Pendant qu’on y est, parlons-en des vocalises. Le frontman possède une voix reconnaissable parmi tant autres : profonde et légèrement pincée. Björn qu’on avait pu entendre sur Night In Gales, fait part de son timbre que cela soit sur un registre posé (« Infidel ») ou complètement embarqué (« Splinters »). Le chanteur oscille constamment entre chant clair et harsh vocals endiablés. Cependant, on sent nettement que ce sont les musiciens qui définissent la marche à suivre, la voix n’a plus qu’à coller à l’ambiance pour ranimer l’essence de la chanson. Ainsi le talent de notre homme s’étire au-delà de plusieurs couches sans pour autant devenir dirigiste et bien au contraire, elle sert juste d’accessoire à l’armada musicale.

Dans Turn Off The World, on éprouve difficilement ce décalage entre les lignes vocales et les lignes instrumentales.
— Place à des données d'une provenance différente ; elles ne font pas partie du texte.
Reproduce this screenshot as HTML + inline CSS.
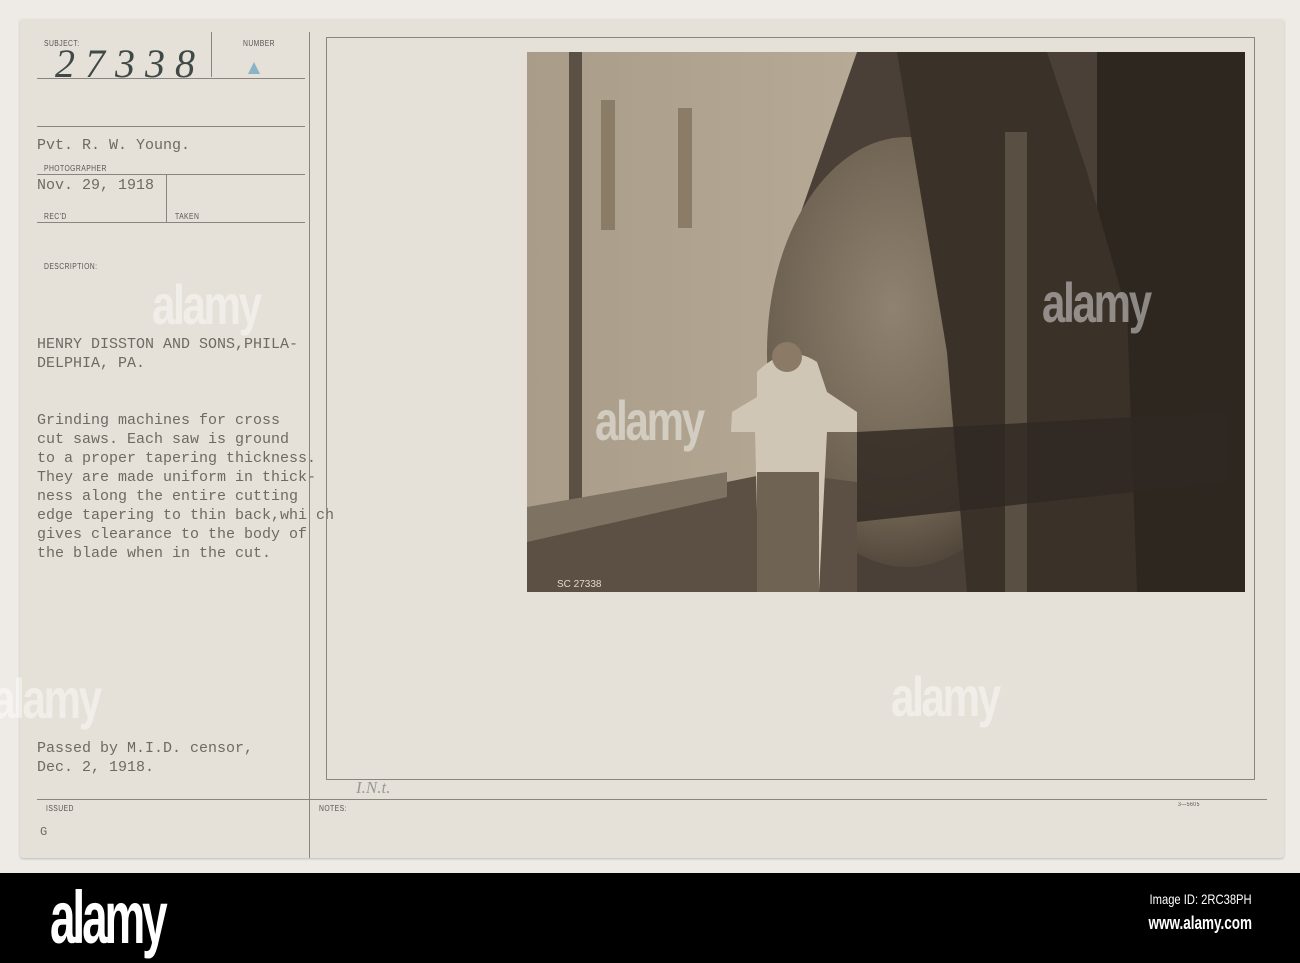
<!DOCTYPE html>
<html><head><meta charset="utf-8"><style>
*{margin:0;padding:0;box-sizing:border-box}
body{width:1300px;height:963px;background:#eeebe6;position:relative;overflow:hidden;font-family:"Liberation Sans",sans-serif}
#card{position:absolute;left:20px;top:19px;width:1264px;height:839px;background:#e6e1d8;border-radius:3px;box-shadow:0 1px 2px #bbb}
.t{position:absolute;font-family:"Liberation Mono",monospace;font-size:15px;color:#6e6962;line-height:19px;white-space:pre;letter-spacing:0}
.l{position:absolute;font-size:8px;color:#555;letter-spacing:.5px;font-family:"Liberation Sans",sans-serif;transform:scaleX(.85);transform-origin:left}
.h{position:absolute;height:1px;background:#8a857e}
.v{position:absolute;width:1px;background:#8a857e}
.wm{position:absolute;color:rgba(255,255,255,.45);font-family:"Liberation Sans",sans-serif;font-weight:bold;font-size:56px;letter-spacing:-3px;transform:scaleX(.75);transform-origin:left}
#bar{position:absolute;left:0;top:873px;width:1300px;height:90px;background:#000}
</style></head><body>
<div id="card"></div>
<div class="l" style="left:44px;top:39px">SUBJECT:</div>
<div class="l" style="left:243px;top:39px">NUMBER</div>
<div style="position:absolute;left:55px;top:40px;font-family:'Liberation Serif',serif;font-style:italic;font-size:40px;color:#3f4a48;letter-spacing:10px">27338</div>
<div style="position:absolute;left:248px;top:62px;width:0;height:0;border-left:6px solid transparent;border-right:6px solid transparent;border-bottom:12px solid #8ab3c6"></div>
<div class="v" style="left:211px;top:32px;height:45px"></div>
<div class="h" style="left:37px;top:78px;width:268px"></div>
<div class="h" style="left:37px;top:126px;width:268px"></div>
<div class="t" style="left:37px;top:136px">Pvt. R. W. Young.</div>
<div class="l" style="left:44px;top:164px">PHOTOGRAPHER</div>
<div class="h" style="left:37px;top:174px;width:268px"></div>
<div class="t" style="left:37px;top:176px">Nov. 29, 1918</div>
<div class="v" style="left:166px;top:175px;height:47px"></div>
<div class="l" style="left:44px;top:212px">REC'D</div>
<div class="l" style="left:175px;top:212px">TAKEN</div>
<div class="h" style="left:37px;top:222px;width:268px"></div>
<div class="l" style="left:44px;top:262px">DESCRIPTION:</div>
<div class="t" style="left:37px;top:335px">HENRY DISSTON AND SONS,PHILA-
DELPHIA, PA.</div>
<div class="t" style="left:37px;top:411px">Grinding machines for cross
cut saws. Each saw is ground
to a proper tapering thickness.
They are made uniform in thick-
ness along the entire cutting
edge tapering to thin back,whi ch
gives clearance to the body of
the blade when in the cut.</div>
<div class="t" style="left:37px;top:739px">Passed by M.I.D. censor,
Dec. 2, 1918.</div>
<div class="v" style="left:309px;top:32px;height:826px"></div>
<div style="position:absolute;left:326px;top:37px;width:929px;height:743px;border:1px solid #8a857e"></div>
<div class="h" style="left:37px;top:799px;width:1230px"></div>
<div class="l" style="left:46px;top:804px">ISSUED</div>
<div class="l" style="left:319px;top:804px">NOTES:</div>
<div class="l" style="left:1178px;top:802px;font-size:6px">3—5605</div>
<div class="t" style="left:40px;top:823px;font-size:12px">G</div>
<div style="position:absolute;left:356px;top:778px;font-family:'Liberation Serif',serif;font-style:italic;font-size:17px;color:#999">I.N.t.</div>
<svg style="position:absolute;left:527px;top:52px" width="718" height="540" viewBox="0 0 718 540">
<defs>
<linearGradient id="wall" x1="0" x2="1"><stop offset="0" stop-color="#a99d89"/><stop offset=".5" stop-color="#b7ab97"/><stop offset="1" stop-color="#8a7d6a"/></linearGradient>
<radialGradient id="wh" cx=".45" cy=".4" r=".7"><stop offset="0" stop-color="#8f8270"/><stop offset=".7" stop-color="#6a5e4e"/><stop offset="1" stop-color="#3e352b"/></radialGradient>
</defs>
<rect width="718" height="540" fill="url(#wall)"/>
<rect x="42" y="0" width="13" height="480" fill="#5a5044"/>
<rect x="74" y="48" width="14" height="130" fill="#8a7c66"/>
<rect x="151" y="56" width="14" height="120" fill="#8a7c66"/>
<path d="M330 0 L718 0 L718 540 L240 540 L260 200Z" fill="#4a4037"/>
<rect x="570" y="0" width="148" height="540" fill="#2e2720"/>
<ellipse cx="380" cy="300" rx="140" ry="215" fill="url(#wh)"/>
<path d="M370 0 L520 0 L560 120 L600 260 L610 540 L440 540 L420 300 L380 60Z" fill="#3a3129"/>
<rect x="478" y="80" width="22" height="460" fill="#5a4f43"/>
<path d="M0 470 L250 420 L330 430 L330 540 L0 540Z" fill="#5b5043"/>
<path d="M0 455 L200 420 L200 445 L0 490Z" fill="#7e7262"/>
<path d="M230 320 Q260 290 290 310 L300 340 L330 360 L330 380 L300 380 L292 540 L232 540 L228 380 L204 380 L205 360 L230 345Z" fill="#d0c6b6"/>
<rect x="230" y="420" width="62" height="120" fill="#6f6454"/>
<circle cx="260" cy="305" r="15" fill="#8a7a66"/>
<path d="M330 380 L700 360 L700 430 L330 470Z" fill="#2f2822" opacity=".8"/>
<text x="30" y="535" font-size="10" fill="#e0d8cc" font-family="Liberation Sans">SC 27338</text>
</svg>
<div class="wm" style="left:152px;top:272px">alamy</div>
<div class="wm" style="left:-8px;top:666px">alamy</div>
<div class="wm" style="left:595px;top:388px">alamy</div>
<div class="wm" style="left:1042px;top:270px">alamy</div>
<div class="wm" style="left:891px;top:664px">alamy</div>
<div id="bar">
<div style="position:absolute;left:50px;top:2px;color:#fff;font-weight:bold;font-size:74px;letter-spacing:-5px;transform:scaleX(.62);transform-origin:left;font-family:'Liberation Sans',sans-serif">alamy</div>
<div style="position:absolute;right:48px;top:18px;color:#fff;font-size:14px;transform:scaleX(.8);transform-origin:right">Image ID: 2RC38PH</div>
<div style="position:absolute;right:48px;top:40px;color:#fff;font-size:18px;font-weight:bold;transform:scaleX(.75);transform-origin:right">www.alamy.com</div>
</div>
</body></html>
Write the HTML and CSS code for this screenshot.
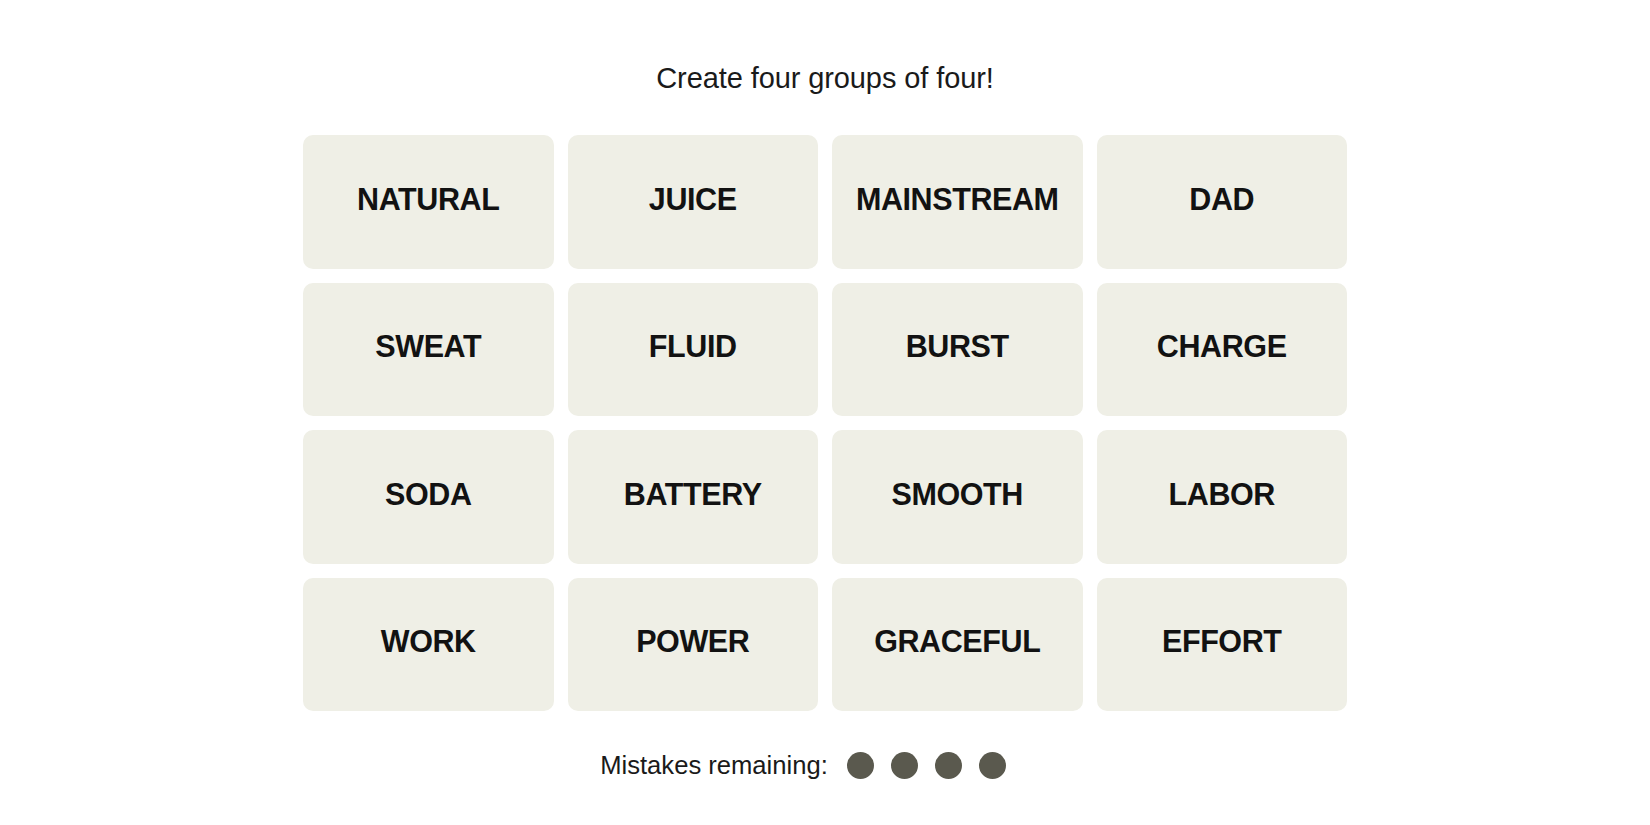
FILE: index.html
```html
<!DOCTYPE html>
<html lang="en">
<head>
<meta charset="utf-8">
<title>Connections</title>
<link rel="stylesheet" href="styles.css">
</head>
<body>
<main class="game">
  <p class="prompt">Create four groups of four!</p>
  <div class="board">
    <button class="card">NATURAL</button>
    <button class="card">JUICE</button>
    <button class="card">MAINSTREAM</button>
    <button class="card">DAD</button>
    <button class="card">SWEAT</button>
    <button class="card">FLUID</button>
    <button class="card">BURST</button>
    <button class="card">CHARGE</button>
    <button class="card">SODA</button>
    <button class="card">BATTERY</button>
    <button class="card">SMOOTH</button>
    <button class="card">LABOR</button>
    <button class="card">WORK</button>
    <button class="card">POWER</button>
    <button class="card">GRACEFUL</button>
    <button class="card">EFFORT</button>
  </div>
  <div class="mistakes">
    <span class="mistakes-label">Mistakes remaining:</span>
    <span class="bubbles">
      <span class="bubble"></span>
      <span class="bubble"></span>
      <span class="bubble"></span>
      <span class="bubble"></span>
      <span class="bubble bubble-hidden"></span>
    </span>
  </div>
</main>
</body>
</html>
```

FILE: styles.css
```css
html, body {
  margin: 0;
  padding: 0;
  background: #ffffff;
}

body {
  font-family: "Liberation Sans", Arial, sans-serif;
  color: #121212;
}

.game {
  display: flex;
  flex-direction: column;
  align-items: center;
  padding-top: 61px;
}

.prompt {
  margin: 0;
  font-size: 29px;
  line-height: 34px;
  font-weight: 400;
  color: #1a1a1a;
  letter-spacing: -0.1px;
}

.board {
  margin-top: 40px;
  display: grid;
  grid-template-columns: repeat(4, 250.5px);
  grid-auto-rows: 133.5px;
  gap: 14px 14px;
}

.card {
  border: none;
  margin: 0;
  padding: 0 0 5px 0;
  background: #efefe6;
  border-radius: 10px;
  font-family: "Liberation Sans", Arial, sans-serif;
  font-weight: 700;
  font-size: 30.5px;
  color: #121212;
  display: flex;
  align-items: center;
  justify-content: center;
  letter-spacing: -0.4px;
}

.mistakes {
  margin-top: 37px;
  display: flex;
  align-items: center;
  height: 34px;
}

.mistakes-label {
  font-size: 25.6px;
  color: #1a1a1a;
  margin-right: 19px;
}

.bubbles {
  display: flex;
  gap: 17px;
}

.bubble {
  width: 27px;
  height: 27px;
  border-radius: 50%;
  background: #5a594e;
}

.bubble-hidden {
  visibility: hidden;
}
```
Et je dirais même pour une fois, la prédominance des instruments prévaut sur le chant. Cependant et fort heureusement, la cohérence de l’ensemble ne se retrouve pas systématiquement affectée. C’est juste ce déphasage qui se ressent de manière sporadique et donne l’impression d’avoir une démonstration technique au lieu d’un produit fini. Il est clair que le squelette de cet album repose sur le talent des musiciens qui font étalage de leur formidable doigté : soli saisissants (« Sixes and Nines »), leads virevoltants, une rythmique indémontable... Mais la gêne s’installe trop souvent à mon goût pour ne pas être dénoncée. C’est sans compter sur certains titres présentant peu d’intérêt qu’on va doucement se détourner de nos Teutons. « Splinters » désoriente d’emblée avec les premières paroles, je vous laisse découvrir pour les plus ambitieux. Rassurez-vous ce n’est rien de bien exceptionnel, mais c’est assez ridicule dans le genre.
D’autres morceaux dépeindront avec les traits cosmétiques, en effet les musiciens échouent alors que l’effort est ostensible pour produire des mélodies soignées. Par exemple « Gravity » sans réelle âme (malgré un solo de fin impeccable) abaisse le niveau, « Orphans Of Emptiness » se range sous l’étendard du convenu et nous préservera des surprises...
En définitive, Turn Off The World ne sera pas un mauvais album en soi, mais butera sur plusieurs écueils et prolongera sans nul doute ce mal touchant la plupart des groupes trouvant une difficulté de se renouveler. Comme quoi personne n’est à l’abri de s’épuiser malgré un démarrage en complète opposition avec la situation actuelle.